Large MySQL Table Migrations
Problem
Suppose you have a really large MySQL table, like millions of rows, and you need to make an ALTER
statement that effects all the rows, such as:
ALTER TABLE `table_name` ADD COLUMN `new_column_name` varchar(255) NULL DEFAULT NULL;
And also suppose that this table is being actively queried, what should you be worried about?
Under the hood MySQL will actually create a temporary table, copy everything over to the temp table, and do some renaming operations to point everything to the newly created table. The copy operation is costly, both in I/O and time. When the table is really large, this can take minutes and hours. This operation will also cause update requests to be put on hold. And it’s likely that whatever server framework you’re running will probably run out of maximum concurrent connections before the query is complete, therefore causing the service to break.
Work Around 1
Use tools!
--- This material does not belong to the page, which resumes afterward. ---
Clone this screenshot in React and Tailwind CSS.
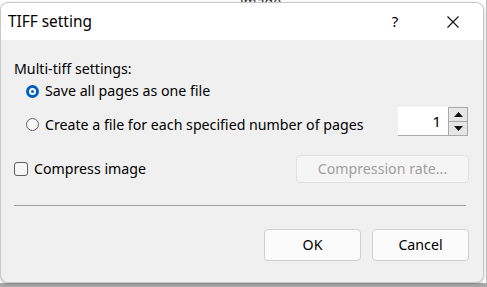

There are tools that helps with exactly these sort of large migrations, but they’re all doing essentially the same thing:
- Create a new table
- Create trigger that copies new entries from the existing table to the new table
- Slowly backfill the existing entries to the new table
- Once the backfill is complete, rename the new table to the old table
- Success
Of course there are some error checking to ensure that no entries are lost, duplicated, or altered.
Work Around 2
Use a seperate table! Create another table that just uses the primary/foreign key relationship to link the new columns of the new table to the entries in the existing table. And use the same backfill strategy as work around 1.
If the backfilling operation happens all at once or too quickly, you can make queries that immediately follow slower than usual because you will have force cleared the cache with the backfill operations.